Writing in leading Norwegian financial daily Dagens Næringsliv, Tapad founder Are Traasdahl shares his 10 best tips for how to secure funding for your startup idea:
#1 Prep like you’ve never prepped before
You need to know more about your startup and your idea than anybody else. No one should be able to pin you down. Obtain as much information about the investor you are about to meet as you possibly can. Read interviews and try to find out what triggers their investment interest and what companies they have invested in. Be truthful and build trust.

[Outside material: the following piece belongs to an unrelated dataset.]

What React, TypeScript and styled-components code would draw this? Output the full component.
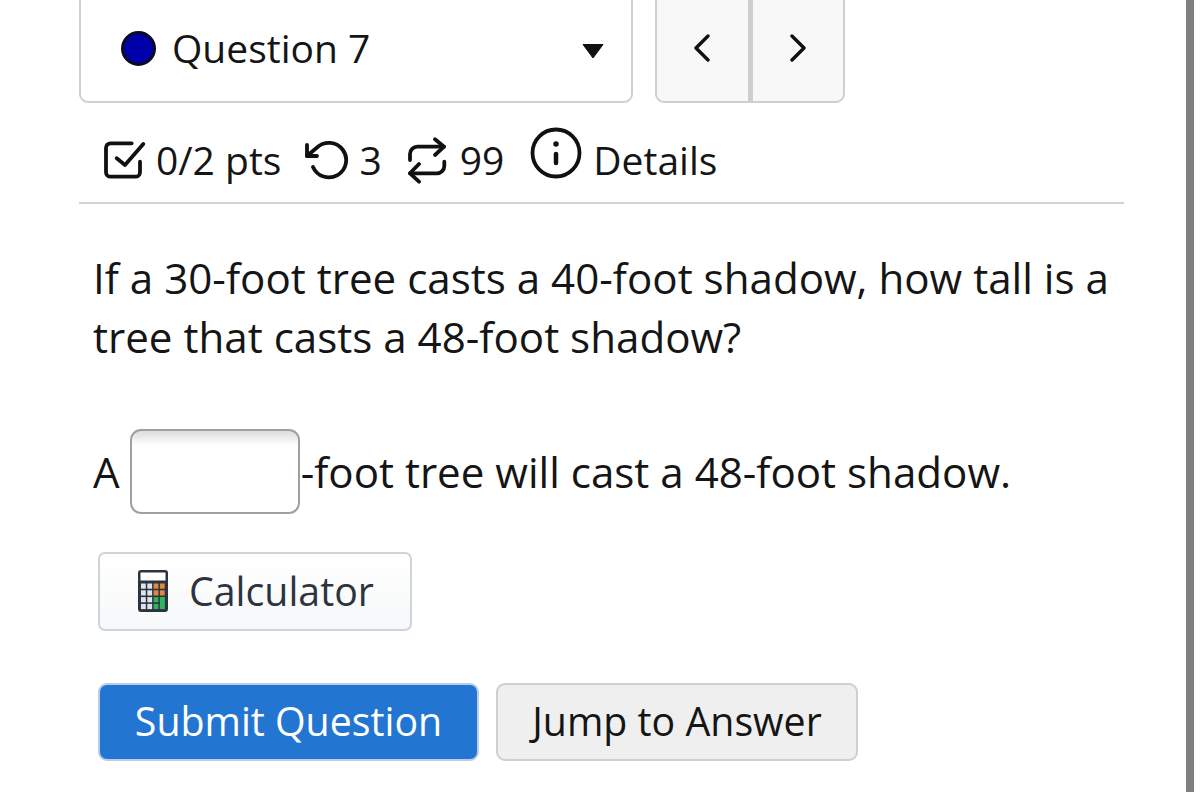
import React from "react";
import styled, { createGlobalStyle } from "styled-components";

const Global = createGlobalStyle`
  html, body { margin: 0; padding: 0; background: #fff; height: 792px; overflow: hidden; }
  body { font-family: "Open Sans", "Noto Sans", sans-serif; color: #151515; }
`;
const Page = styled.div`
  display: flex;
  width: 1200px;
  height: 792px;
  overflow: hidden;
`;
const Content = styled.main`
  width: 1045px;
  margin-left: 79px;
  margin-top: -8px;
`;
const Scrollbar = styled.div`
  width: 8px;
  height: 792px;
  margin-left: 62px;
  background: #808080;
`;
const TopRow = styled.div`
  display: flex;
  gap: 22px;
`;
const Select = styled.div`
  box-sizing: border-box;
  width: 554px;
  height: 111px;
  border: 2.5px solid #cfcfcf;
  border-radius: 9px;
  display: flex;
  align-items: center;
  padding: 0 27px 0 40px;
  font-size: 39px;
  background: #fff;
`;
const Dot = styled.span`
  box-sizing: border-box;
  width: 35px;
  height: 35px;
  margin-top: 2px;
  border-radius: 50%;
  background: #0000a8;
  border: 3px solid #0a0a20;
  margin-right: 16px;
`;
const SelectLabel = styled.span`
  flex: 1;
  line-height: 52px;
`;
const Caret = styled.svg`
  margin-top: 6px;
`;
const NavGroup = styled.div`
  box-sizing: border-box;
  width: 190px;
  height: 111px;
  border: 2.5px solid #cfcfcf;
  border-radius: 9px;
  background: #f8f8f8;
  display: flex;
`;
const NavButton = styled.div<{ $divider?: boolean }>`
  flex: 1;
  display: flex;
  align-items: center;
  justify-content: center;
  border-left: ${(p) => (p.$divider ? "5px solid #cfcfcf" : "none")};
`;
const MetaRow = styled.div`
  display: flex;
  align-items: center;
  box-sizing: border-box;
  height: 100.5px;
  padding: 15px 0 0 24px;
  border-bottom: 2.5px solid #d4d4d4;
  font-size: 39px;
`;
const MetaItem = styled.span<{ $gap: number; $left?: number }>`
  display: inline-flex;
  align-items: center;
  gap: ${(p) => p.$gap}px;
  margin-left: ${(p) => p.$left ?? 0}px;
`;
const MetaIcon = styled.svg<{ $lift?: number }>`
  fill: none;
  stroke: #111;
  stroke-width: 3.8;
  stroke-linecap: round;
  stroke-linejoin: round;
  margin-bottom: ${(p) => p.$lift ?? 0}px;
`;
const Question = styled.p`
  margin: 44.5px 0 0 14px;
  font-size: 42.12px;
  line-height: 59px;
  width: 1025px;
`;
const AnswerRow = styled.div`
  display: flex;
  align-items: center;
  margin: 63px 0 0 14px;
  font-size: 42.1px;
  height: 85px;
`;
const Blank = styled.div`
  box-sizing: border-box;
  width: 170px;
  height: 85px;
  margin: 0 1px 0 10px;
  border: 2.5px solid #a0a0a0;
  border-radius: 11px;
  background: linear-gradient(#dcdcdc 0, #fff 14px);
`;
const CalcButton = styled.div`
  box-sizing: border-box;
  width: 314px;
  height: 79px;
  margin: 38px 0 0 19px;
  padding: 0 0 1px 37px;
  border: 2.5px solid #ccd4dc;
  border-radius: 7px;
  background: linear-gradient(#fff, #f7f8f9);
  display: flex;
  align-items: center;
  gap: 20px;
  font-size: 39.3px;
  color: #2c3440;
`;
const ButtonRow = styled.div`
  display: flex;
  gap: 17px;
  margin: 52px 0 0 19px;
`;
const Submit = styled.div`
  box-sizing: border-box;
  width: 381px;
  height: 78px;
  padding-bottom: 2px;
  border: 2.5px solid #b7cde8;
  border-radius: 9px;
  background: #2276d2;
  color: #fff;
  font-size: 39.3px;
  display: flex;
  align-items: center;
  justify-content: center;
`;
const Jump = styled(Submit)`
  width: 362px;
  border-color: #cfcfcf;
  background: #efefef;
  color: #151515;
`;

const Calc = () => (
  <svg width="32" height="44" viewBox="0 0 32 44">
    <rect x="1" y="1" width="30" height="42" rx="3" fill="#2c3340" />
    <rect x="3.5" y="3.5" width="25" height="8" fill="#fff" />
    {[0, 1, 2, 3].flatMap((c) =>
      [0, 1, 2, 3].map((r) => {
        const color = c < 2 ? "#dfe3ea" : r < 2 ? "#e08a3c" : "#2fb35f";
        return <rect key={`${c}-${r}`} x={4 + c * 6.3} y={14.5 + r * 6.8} width="4.8" height="5.2" fill={color} />;
      })
    )}
    <rect x="22.9" y="28" width="4.8" height="12" fill="#2fb35f" />
  </svg>
);

const Chevron = ({ d }: { d: string }) => (
  <svg width="18" height="28" viewBox="0 0 18 28" fill="none" stroke="#111" strokeWidth="3.4" strokeLinecap="round" strokeLinejoin="round">
    <path d={d} />
  </svg>
);

export default function App() {
  return (
    <Page>
      <Global />
      <Content>
        <TopRow>
          <Select>
            <Dot />
            <SelectLabel>Question 7</SelectLabel>
            <Caret width="22" height="16" viewBox="0 0 22 16">
              <path d="M1 1.5 H21 L11 15 Z" fill="#111" stroke="#111" strokeLinejoin="round" />
            </Caret>
          </Select>
          <NavGroup>
            <NavButton>
              <Chevron d="M15 2 L3 14 L15 26" />
            </NavButton>
            <NavButton $divider>
              <Chevron d="M3 2 L15 14 L3 26" />
            </NavButton>
          </NavGroup>
        </TopRow>
        <MetaRow>
          <MetaItem $gap={9}>
            <MetaIcon width="44" height="40" viewBox="0 0 44 40">
              <path d="M28.7 3.3 H7.5 a4.5 4.5 0 0 0 -4.5 4.5 V32.2 a4.5 4.5 0 0 0 4.5 4.5 H32.5 a4.5 4.5 0 0 0 4.5 -4.5 V21.7" />
              <path d="M13.7 18.3 L22 25 L40.3 4" />
            </MetaIcon>
            0/2 pts
          </MetaItem>
          <MetaItem $left={22} $gap={10}>
            <MetaIcon width="46" height="44" viewBox="0 0 46 44">
              <path d="M4 7 V18 H14" />
              <path d="M4 18 L14 9.5 A17.3 17.3 0 1 1 10 29" />
            </MetaIcon>
            3
          </MetaItem>
          <MetaItem $left={23} $gap={11}>
            <MetaIcon width="44" height="48" viewBox="0 0 44 48">
              <path d="M5 24 V18 a7.3 7.3 0 0 1 7.3 -7.3 H39" />
              <path d="M30 3.3 L39 10.7 L30 19" />
              <path d="M39.3 25.7 V30 a7.3 7.3 0 0 1 -7.3 7.3 H5" />
              <path d="M14 28 L5 37.3 L14 45.7" />
            </MetaIcon>
            99
          </MetaItem>
          <MetaItem $left={26} $gap={11}>
            <MetaIcon width="52" height="52" viewBox="0 0 52 52" $lift={14}>
              <circle cx="26" cy="26" r="23.5" />
              <path d="M26 27 V36" strokeWidth="4.5" />
              <path d="M26 17 h.01" strokeWidth="5.5" />
            </MetaIcon>
            Details
          </MetaItem>
        </MetaRow>
        <Question>If a 30-foot tree casts a 40-foot shadow, how tall is a tree that casts a 48-foot shadow?</Question>
        <AnswerRow>
          A<Blank />-foot tree will cast a 48-foot shadow.
        </AnswerRow>
        <CalcButton>
          <Calc />
          Calculator
        </CalcButton>
        <ButtonRow>
          <Submit>Submit Question</Submit>
          <Jump>Jump to Answer</Jump>
        </ButtonRow>
      </Content>
      <Scrollbar />
    </Page>
  );
}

#2 Follow up after the meeting
In Tapad, we followed a simple principle: We did not hire anybody who didn’t send a follow-up mail within 24 hours after being interviewed. The same rule goes for meetings with investors. You need to find a way to continue following up in a way that adds value for the recipient. It’s key to establish trust with the investor and that is earned over time.
#3 Don’t ask for money
When meeting investors, the best way to distinguish yourself from 90% of the other entrepreneurs is not to ask for money. Rather, see it as an opportunity to build a relationship with the investor over time. Build more trust by outlining the three most important milestones for your company in the next six months (in terms of team, customers, technology and so on) and ensure you provide updates when you reach these targets. Of course this requires planning so you don’t need to seek funding at the point you’re starting to run out. When you need funding, make contact with the top five that have helped you the most and followed you over time.

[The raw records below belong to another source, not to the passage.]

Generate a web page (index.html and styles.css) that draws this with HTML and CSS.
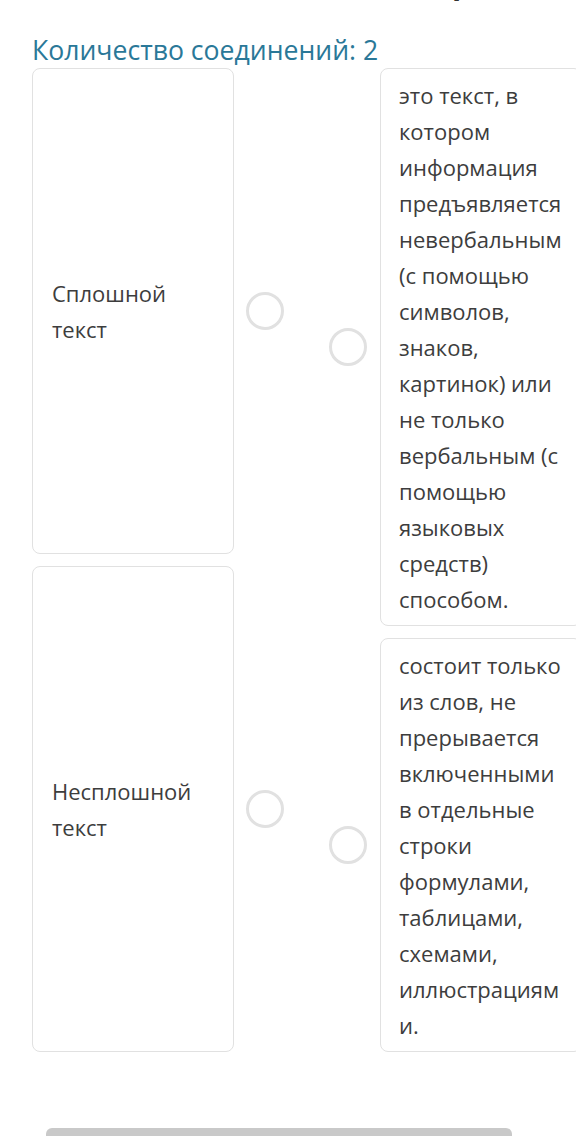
FILE: index.html
```html
<!DOCTYPE html>
<html lang="ru">
<head>
<meta charset="UTF-8" />
<meta name="viewport" content="width=device-width, initial-scale=1.0"/>
<title>Соотнесите</title>
<link rel="stylesheet" href="styles.css">
</head>
<body>

<div class="page">
  <h1 class="task-title">Сопоставьте вид текста и определение</h1>
  <div class="counter">Количество соединений: 2</div>

  <div class="match">
    <!-- Left column: terms -->
    <div class="col">
      <div class="item">
        <div class="card">Сплошной текст</div>
        <span class="dot"></span>
      </div>
      <div class="item">
        <div class="card">Несплошной текст</div>
        <span class="dot"></span>
      </div>
    </div>

    <!-- Right column: definitions -->
    <div class="col">
      <div class="item">
        <span class="dot"></span>
        <div class="card">это текст, в котором информация предъявляется невербальным (с помощью символов, знаков, картинок) или не только вербальным (с помощью языковых средств) способом.</div>
      </div>
      <div class="item">
        <span class="dot"></span>
        <div class="card">состоит только из слов, не прерывается включенными в отдельные строки формулами, таблицами, схемами, иллюстрациям и.</div>
      </div>
    </div>
  </div>

  <button class="next-btn"></button>
</div>

</body>
</html>
```

FILE: styles.css
```css
:root {
  --accent: #2a7898;
  --border: #e1e1e1;
  --text: #3d3d3d;
}
body {
  margin: 0;
  font-family: "Open Sans", "Noto Sans", sans-serif;
  background: #fff;
  color: var(--text);
  overflow: hidden;
}
.page {
  width: 576px;
}
.task-title {
  margin: -35px 0 31px;
  font-size: 30px;
  line-height: 36px;
  font-weight: bold;
  text-align: center;
  color: #333;
  white-space: nowrap;
}
.counter {
  padding-left: 32px;
  font-size: 26.6px;
  line-height: 36px;
  color: var(--accent);
}
.match {
  display: flex;
  gap: 45px;
  padding-left: 32px;
}
.col {
  display: flex;
  flex-direction: column;
  gap: 12px;
}
.item {
  flex: 1;
  display: flex;
  align-items: center;
}
.col:first-child .item {
  gap: 12px;
  align-items: stretch;
}
.col:first-child .dot {
  align-self: center;
}
.col:last-child .item {
  gap: 13px;
}
.card {
  width: 202px;
  box-sizing: border-box;
  padding: 8px 19px 8px 18px;
  border: 1px solid var(--border);
  border-radius: 8px;
  font-size: 22px;
  line-height: 36px;
  display: flex;
  align-items: center;
  flex-shrink: 0;
}
.col:first-child .card {
  padding-left: 19px;
}
.dot {
  width: 38px;
  height: 38px;
  box-sizing: border-box;
  border: 3px solid var(--border);
  border-radius: 50%;
  flex-shrink: 0;
}
.next-btn {
  display: block;
  width: 466px;
  height: 50px;
  margin: 76px 0 0 46px;
  border: none;
  border-radius: 6px;
  background: #c9c9c9;
}
```
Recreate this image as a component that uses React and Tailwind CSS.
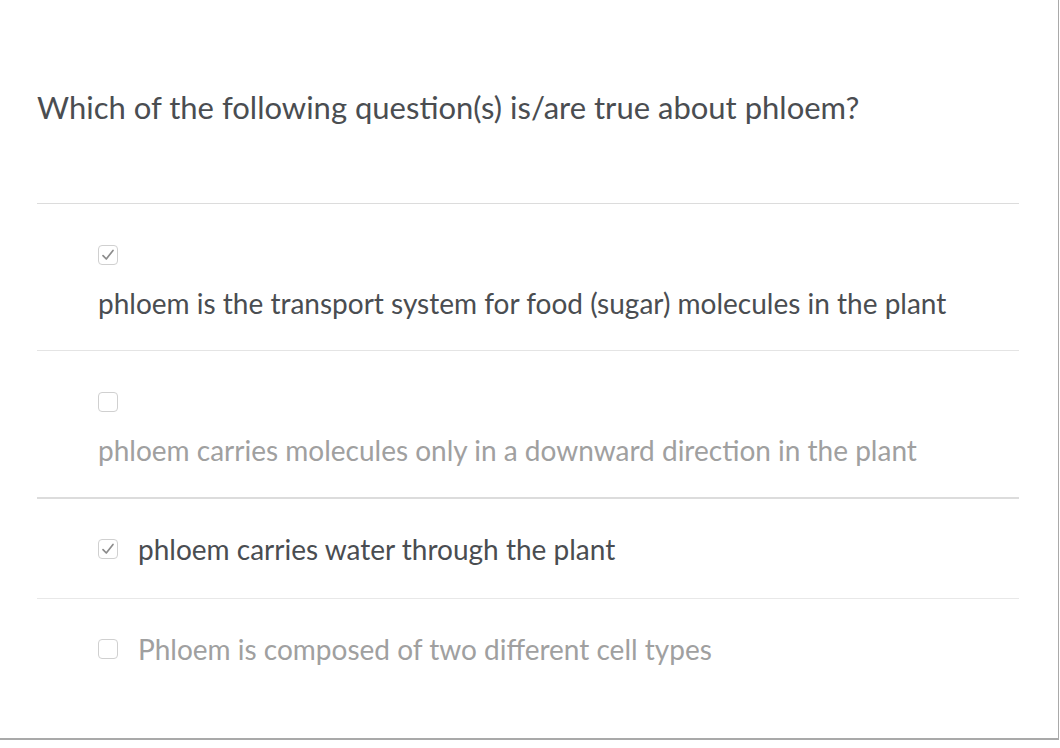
import React from 'react';

const Box = ({ checked }) => (
  <div className="w-[20px] h-[20px] rounded-[4px] border border-[#d0d0d0] flex items-center justify-center shrink-0 bg-white">
    {checked && (
      <svg width="16" height="16" viewBox="0 0 16 16" fill="none">
        <path d="M3 8.6 L6.3 12 L13 3.4" stroke="#8c8c8c" strokeWidth="1.7" strokeLinecap="round" strokeLinejoin="round" />
      </svg>
    )}
  </div>
);

const StackedOption = ({ checked, text, border }) => (
  <div className={`pl-[61px] pt-[41px] pb-[30px] ${border}`}>
    <Box checked={checked} />
    <div className={`mt-[21px] text-[28px] leading-[34px] ${checked ? 'text-[#4a4d51]' : 'text-[#a0a0a0]'}`}>{text}</div>
  </div>
);

const InlineOption = ({ checked, text, border }) => (
  <div className={`h-[100px] pl-[61px] flex items-center gap-[20px] ${border}`}>
    <Box checked={checked} />
    <div className={`text-[28px] leading-[34px] ${checked ? 'text-[#4a4d51]' : 'text-[#a0a0a0]'}`}>{text}</div>
  </div>
);

const App = () => {
  return (
    <div className="w-[1060px] h-[748px] bg-white" style={{ fontFamily: 'Lato, "Open Sans", sans-serif' }}>
      <div className="w-[1059px] h-[740px] border-r border-b-2 border-[#a9a9a9] bg-white">
        <div className="pl-[37px] pt-[89px] h-[203px]">
          <h1 className="text-[31px] leading-[36px] text-[#4a4d51]">Which of the following question(s) is/are true about phloem?</h1>
        </div>
        <div className="ml-[37px] w-[982px] border-t border-[#dcdcdc]">
          <StackedOption
            checked
            text="phloem is the transport system for food (sugar) molecules in the plant"
            border="border-b border-[#e4e4e4]"
          />
          <StackedOption
            checked={false}
            text="phloem carries molecules only in a downward direction in the plant"
            border="border-b-2 border-[#dcdcdc]"
          />
          <InlineOption
            checked
            text="phloem carries water through the plant"
            border="border-b border-[#e8e8e8]"
          />
          <InlineOption
            checked={false}
            text="Phloem is composed of two different cell types"
            border=""
          />
        </div>
      </div>
    </div>
  );
};

export default App;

#4 Invite your investor to help
The best investor meetings are the ones where you spend 15-20 minutes presenting your startup and then work with your investor to find out how you can build a fantastic company together. Investors want to contribute. They want to share their experience. Be sure to make good use of this. Investors want to contribute with their own experiences. Be sure to make good use of this.
For example, present the biggest challenges facing your startup and ask “how would you solve this?” I did this with David Rosenblatt. He is a legend in my former industry (sold Doubleclick to Google for over USD 3 bln). I always came to him with a question and two alternative answers, and asked him which he would have chosen. It created a completely different dynamic. It led to an investment from him and in return I got one of the top minds in the world to help me with a strategic choice, for free.
#5 Show that you’re data-driven
A company that has and uses tools to analyse their own business is likely to make decisions based on data, even if these go against the original hypotheses. Show your investor that your team makes decisions based on data, and give an account of the hypotheses you have rejected and what kind of evaluations you have made. This builds trust and shows that you will be able to handle challenges in the future and that you are open to pivoting with regards to product and business model if necessary.
#6 Your personal story
This one is a bit difficult. What is it that drives you? What kinds of experiences have shaped you? Don’t be afraid of becoming a bit personal. A few years back, I invested in a company in New York called Mparticle. The entrepreneur had already sold a company to Yahoo for a lot of money and could easily retire. The only question I asked him was why he wanted to start a new company. He said he felt Yahoo had treated him badly after the deal was closed and now he wanted to “show them” what they were missing out on. His company has now become number one in its market. Yahoo has not.
#7 Visualise your product
Investors are assessing a vast number of ideas each year. Despite their high analytical capacity, there is no way that they can understand all industries and technologies. I strongly recommend demonstrating and visualising the technology with a prototype. Don’t be afraid of simplifying something that is complex and show it in an easy way.
#8 Customer success = your success
Not even the smartest investors can argue against great customer feedback. One tip is to build a simple feedback form where your customers rank your product from one to five stars after each session. Do not scale the company until you have a rating of 4.7.
Take the scores back to your team and to your potential investor. I would much rather have ten customers who are true fans and who love the product, than thousands of customers who are so so about it.
#9 Scalable, protectable and profitable
Biggest in a new, small market – or small in a large, established market? I prefer the first. Show that you have 80 per cent market share in a disruptive small market with lots of potential (think Microsoft with a dominating market share in operating systems in 1978 when only a few computers were sold). Show also that the technology development means that your market becomes large and that you are “pulling up the ladder behind you” to maintain your share when the market explodes.
Everyone says they have a good team so show it by letting your team present to the investors. There are plenty of egocentric entrepreneurs who fail to build a good team. Push the other team members forward. Let them run presentations so the investor realises that you’re a leader and not a solo player who enjoy the sound of your own voice.